In due course, Mr A discovered that his phone order had, after all, gone through – as had his later online order. He contacted firm C and asked it to cancel the second order, as he did not have sufficient funds to cover it. Firm C refused to cancel the deal, but it allowed him fourteen days to raise the necessary funds. He settled the account 10 days later.
Mr A then complained to firm C about its refusal to cancel one of the deals. He said it was only because its online system had let him down that he had inadvertently placed a duplicate order. He could not afford to retain both lots of shares and wanted firm C to compensate him if he was forced to sell the "unwanted" shares at a loss.

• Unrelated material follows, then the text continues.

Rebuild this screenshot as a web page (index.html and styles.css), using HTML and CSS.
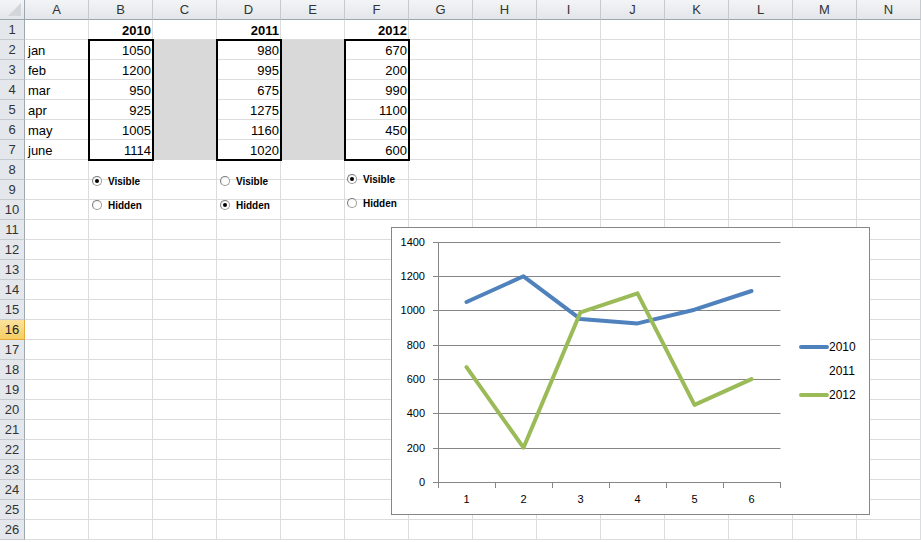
FILE: index.html
```html
<!DOCTYPE html>
<html>
<head>
<meta charset="utf-8">
<link rel="stylesheet" href="styles.css">
</head>
<body>
<div class="sheet">
  <div class="corner"></div>
  <div class="ch">A</div><div class="ch">B</div><div class="ch">C</div><div class="ch">D</div><div class="ch">E</div><div class="ch">F</div><div class="ch">G</div><div class="ch">H</div><div class="ch">I</div><div class="ch">J</div><div class="ch">K</div><div class="ch">L</div><div class="ch">M</div><div class="ch">N</div>
  <div class="rh">1</div><div class="rh">2</div><div class="rh">3</div><div class="rh">4</div><div class="rh">5</div><div class="rh">6</div><div class="rh">7</div><div class="rh">8</div><div class="rh">9</div><div class="rh">10</div><div class="rh">11</div><div class="rh">12</div><div class="rh">13</div><div class="rh">14</div><div class="rh">15</div><div class="rh sel">16</div><div class="rh">17</div><div class="rh">18</div><div class="rh">19</div><div class="rh">20</div><div class="rh">21</div><div class="rh">22</div><div class="rh">23</div><div class="rh">24</div><div class="rh">25</div><div class="rh">26</div>

  <div class="cells"></div>

  <div class="fill col-c"></div>
  <div class="fill col-e"></div>

  <div class="cell num bold cb r1">2010</div>
  <div class="cell num bold cd r1">2011</div>
  <div class="cell num bold cf r1">2012</div>

  <div class="cell ca r2">jan</div><div class="cell num cb r2">1050</div><div class="cell num cd r2">980</div><div class="cell num cf r2">670</div>
  <div class="cell ca r3">feb</div><div class="cell num cb r3">1200</div><div class="cell num cd r3">995</div><div class="cell num cf r3">200</div>
  <div class="cell ca r4">mar</div><div class="cell num cb r4">950</div><div class="cell num cd r4">675</div><div class="cell num cf r4">990</div>
  <div class="cell ca r5">apr</div><div class="cell num cb r5">925</div><div class="cell num cd r5">1275</div><div class="cell num cf r5">1100</div>
  <div class="cell ca r6">may</div><div class="cell num cb r6">1005</div><div class="cell num cd r6">1160</div><div class="cell num cf r6">450</div>
  <div class="cell ca r7">june</div><div class="cell num cb r7">1114</div><div class="cell num cd r7">1020</div><div class="cell num cf r7">600</div>

  <div class="box cb"></div>
  <div class="box cd"></div>
  <div class="box cf"></div>

  <div class="radios cb">
    <div class="radio"><span class="dot on"></span>Visible</div>
    <div class="radio"><span class="dot"></span>Hidden</div>
  </div>
  <div class="radios cd">
    <div class="radio"><span class="dot"></span>Visible</div>
    <div class="radio"><span class="dot on"></span>Hidden</div>
  </div>
  <div class="radios cf up">
    <div class="radio"><span class="dot on"></span>Visible</div>
    <div class="radio"><span class="dot"></span>Hidden</div>
  </div>

  <div class="chart">
    <svg width="480" height="289" viewBox="0 0 480 289" xmlns="http://www.w3.org/2000/svg">
      <rect x="0.5" y="0.5" width="478" height="287" fill="#fff" stroke="#868686"/>
      <g stroke="#868686" stroke-width="1" fill="none">
        <path d="M42 15.5H389.5M42 49.5H389.5M42 83.5H389.5M42 118.5H389.5M42 152.5H389.5M42 186.5H389.5M42 221.5H389.5M42 255.5H389.5"/>
        <path d="M47.5 15V256"/>
        <path d="M47.5 255V261M104.5 255V261M161.5 255V261M218.5 255V261M275.5 255V261M332.5 255V261M389.5 255V261"/>
      </g>
      <g class="axis" text-anchor="end">
        <text x="34" y="19">1400</text>
        <text x="34" y="53">1200</text>
        <text x="34" y="87">1000</text>
        <text x="34" y="122">800</text>
        <text x="34" y="156">600</text>
        <text x="34" y="190">400</text>
        <text x="34" y="225">200</text>
        <text x="34" y="259">0</text>
      </g>
      <g class="axis" text-anchor="middle">
        <text x="75.5" y="276">1</text>
        <text x="132.5" y="276">2</text>
        <text x="189.5" y="276">3</text>
        <text x="246.5" y="276">4</text>
        <text x="303.5" y="276">5</text>
        <text x="360.5" y="276">6</text>
      </g>
      <polyline points="75.5,75 132.5,49.3 189.5,92.1 246.5,96.4 303.5,82.7 360.5,64" fill="none" stroke="#4f81bd" stroke-width="4" stroke-linecap="round" stroke-linejoin="round"/>
      <polyline points="75.5,140.1 132.5,220.7 189.5,85.3 246.5,66.4 303.5,177.9 360.5,152.1" fill="none" stroke="#9bbb59" stroke-width="4" stroke-linecap="round" stroke-linejoin="round"/>
      <path d="M410 120H436" stroke="#4f81bd" stroke-width="4" stroke-linecap="round"/>
      <path d="M410 168H436" stroke="#9bbb59" stroke-width="4" stroke-linecap="round"/>
      <g class="legend">
        <text x="438" y="124">2010</text>
        <text x="438" y="148">2011</text>
        <text x="438" y="172">2012</text>
      </g>
    </svg>
  </div>
</div>
</body>
</html>
```
FILE: styles.css
```css
* { box-sizing: border-box; }
body {
  margin: 0;
  background: #fff;
  font-family: "Liberation Sans", Arial, sans-serif;
}
.sheet {
  position: relative;
  display: grid;
  grid-template-columns: 25px repeat(14, 64px);
  grid-template-rows: repeat(27, 20px);
  width: 921px;
}
.corner {
  grid-row: 1;
  grid-column: 1;
  position: relative;
  background: linear-gradient(#f3f4f6, #e3e6ea);
  border-right: 1px solid #9ea6ae;
  border-bottom: 1px solid #9ea6ae;
}
.corner::after {
  content: "";
  position: absolute;
  right: 3px;
  bottom: 3px;
  width: 13px;
  height: 13px;
  background: #d2d5da;
  clip-path: polygon(100% 0, 100% 100%, 0 100%);
}
.ch {
  grid-row: 1;
  background: linear-gradient(#f3f4f6, #e3e6ea);
  border-right: 1px solid #c6cacf;
  border-bottom: 1px solid #9ea6ae;
  text-align: center;
  font-size: 13px;
  line-height: 19px;
  color: #333;
}
.rh {
  grid-column: 1;
  background: #e4e7eb;
  border-right: 1px solid #9ea6ae;
  border-bottom: 1px solid #c6cacf;
  text-align: center;
  font-size: 13px;
  line-height: 20px;
  color: #333;
}
.rh.sel {
  background: linear-gradient(#fbe29d, #f6cd62);
  border-right-color: #e2a93a;
  border-bottom-color: #e2a93a;
  color: #222;
}
.cells {
  grid-column: 2 / -1;
  grid-row: 2 / -1;
  background-image:
    linear-gradient(to right, transparent 63px, #dadcdd 63px),
    linear-gradient(to bottom, transparent 19px, #dadcdd 19px);
  background-size: 64px 20px;
}
.ca { grid-column: 2; }
.cb { grid-column: 3; }
.cc { grid-column: 4; }
.cd { grid-column: 5; }
.ce { grid-column: 6; }
.cf { grid-column: 7; }
.r1 { grid-row: 2; }
.r2 { grid-row: 3; }
.r3 { grid-row: 4; }
.r4 { grid-row: 5; }
.r5 { grid-row: 6; }
.r6 { grid-row: 7; }
.r7 { grid-row: 8; }

.fill {
  grid-row: 3 / 9;
  background: #d9d9d9;
}
.col-c { grid-column: 4; }
.col-e { grid-column: 6; }

.cell {
  font-size: 13px;
  line-height: 20px;
  padding: 1px 3px 0 3px;
  color: #000;
  white-space: nowrap;
}
.num { text-align: right; padding-right: 2px; }
.bold { font-weight: bold; }

.box {
  grid-row: 3 / 9;
  margin: -1px;
  border: 2px solid #000;
  z-index: 1;
}

.radios {
  grid-row: 9 / 12;
  display: flex;
  flex-direction: column;
  gap: 12px;
  padding: 15px 0 0 3px;
  z-index: 2;
}
.radios.up { padding-top: 13px; padding-left: 2px; }
.radio {
  display: flex;
  align-items: center;
  gap: 6px;
  height: 12px;
  font-size: 10px;
  font-weight: bold;
  color: #000;
  white-space: nowrap;
}
.dot {
  position: relative;
  width: 10px;
  height: 10px;
  border-radius: 50%;
  border: 1px solid #9a9a9a;
  border-top-color: #7d7d7d;
  border-left-color: #7d7d7d;
  background: radial-gradient(circle at 60% 60%, #ffffff 40%, #e2e2e2 100%);
}
.dot.on::after {
  content: "";
  position: absolute;
  left: 2px;
  top: 2px;
  width: 4px;
  height: 4px;
  border-radius: 50%;
  background: #000;
}

.chart {
  position: absolute;
  left: 391px;
  top: 227px;
  width: 480px;
  height: 289px;
  z-index: 3;
}
.chart svg { display: block; }
.axis text {
  font-family: "Liberation Sans", Arial, sans-serif;
  font-size: 11px;
  fill: #000;
}
.legend text {
  font-family: "Liberation Sans", Arial, sans-serif;
  font-size: 12px;
  fill: #000;
}
```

Firm C denied that it was responsible in any way for Mr A placing the second order and it said it was not liable for any losses he might incur. Mr A then referred his complaint to us.
complaint not upheld
In the terms and conditions of its online dealing service, firm C stated that it could not be held responsible for any problems resulting from the service being temporarily unavailable. It also said that there might be a delay before "executed trades" were listed online in the customer’s account. Customers were advised to phone the firm’s helpdesk if they had any queries about recent transactions.
Mr A said that before placing his order online he had tried to call the helpline. However, he had been annoyed to find that the line was busy. He said he did not want to "waste any more time waiting to get through on the phone". He was anxious to ensure he got his shares before there was any adverse price movement, so he had gone ahead with the online purchase.
We did not uphold Mr A’s complaint. We said it had been his decision to place the second order without first checking whether his phone order had gone through. The firm could not be held responsible for his decision or for any losses he sustained as a result.